In practice, the classification decision occurs at the measurement date and can move over time as liquidity, market depth, and data quality change. The guidance emphasizes that Level 2 reflects observable market data when an active market for the exact item does not exist, but it also recognizes the need to avoid overreliance on inputs that are not truly representative of the asset’s economics. See IFRS 13 and ASC 820 for the formal criteria, and note how the concept interacts with the notion of an active market.

Observing markets is not the same as perfect pricing. Level 2 inputs may come from prices for similar items, quotes from pricing services, or calibrated models using observable data. The aim is to anchor valuations in what the market has actually transacted on or is willing to quote, while allowing for differences in asset characteristics and market conditions. For a broader framework on fair value, see fair value and its application to financial instruments.

Use in financial reporting

Level 2 inputs appear in many common measurement scenarios: - Debt securities and equity investments: when markets do not have a perfect quote for the exact instrument, Level 2 prices or quotes for similar instruments help determine fair value. - Derivatives and hedging: pricing often relies on observable data such as interest rates and volatility surfaces, combined with models that reflect market expectations. - Off-balance-sheet items and illiquid assets: populations of assets that lack active quotes may still be valued using Level 2 inputs to provide timely information to users of the financial statements.

The practical effect is to support transparent reporting while acknowledging that not every asset has a perfect, one-to-one market quote. Regulators and standard-setters emphasize that a consistent, well-documented process for selecting Level 2 inputs improves comparability across institutions and reduces the risk of hiding risk behind opaque numbers. See regulated financial reporting and auditing for related topics, and keep in mind how Level 2 valuations interact with the broader framework of risk management.

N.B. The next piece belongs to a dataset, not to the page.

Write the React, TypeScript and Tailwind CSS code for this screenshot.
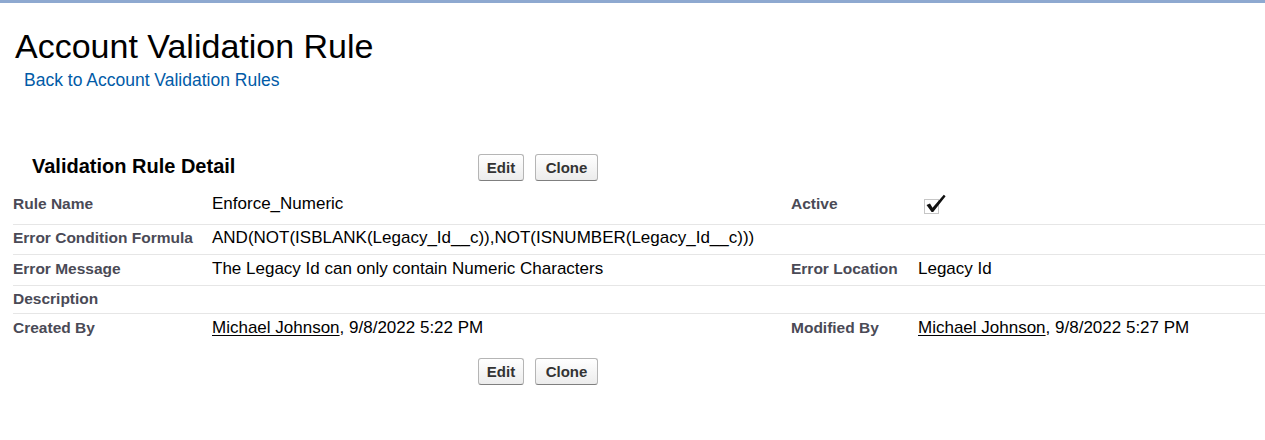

In stressed or dislocated markets, the limitations of Level 2 inputs can become pronounced. Liquidity thinness or fragmented markets can distort prices, and the reliance on third-party quotes or model-informed inputs may propagate mispricing if not carefully validated. Advocates stress that observable data remain preferable to subjective, unverified judgments, while critics warn that even observable inputs can amplify volatility if used without appropriate safeguards. The debate often centers on whether current rules adequately balance timely information with stability, and whether regulators should adjust expectations during crisis periods without compromising overall transparency. See discussions around fair value in crisis contexts and the role of FASB and IASB in guiding measurement.

Practical considerations for practitioners

Valuation practitioners and financial managers face several concrete questions when using Level 2 inputs: - Data quality and provenance: Are the quotes or data sources reliable, timely, and corroborated by other observable inputs? - Asset likeness: Do the similar assets used for comparison share meaningful characteristics with the instrument being measured? - Market conditions: Is the market active, or is liquidity thin, requiring extra caution in applying Level 2 inputs? - Model risk: When models feed Level 2 data, how are assumptions tested and validated? What controls exist to prevent biased inputs? - Documentation and governance: Is there a clear audit trail that explains why Level 2 inputs were chosen and how they were applied?

The emphasis is on disciplined processes that tie reported values to observable data, with transparent disclosures about limitations and sensitivities. Readers of financial statements often look for notes that explain how Level 2 inputs were sourced, how prices were derived, and what alternative inputs might imply for valuation. See valuation and auditing for further context.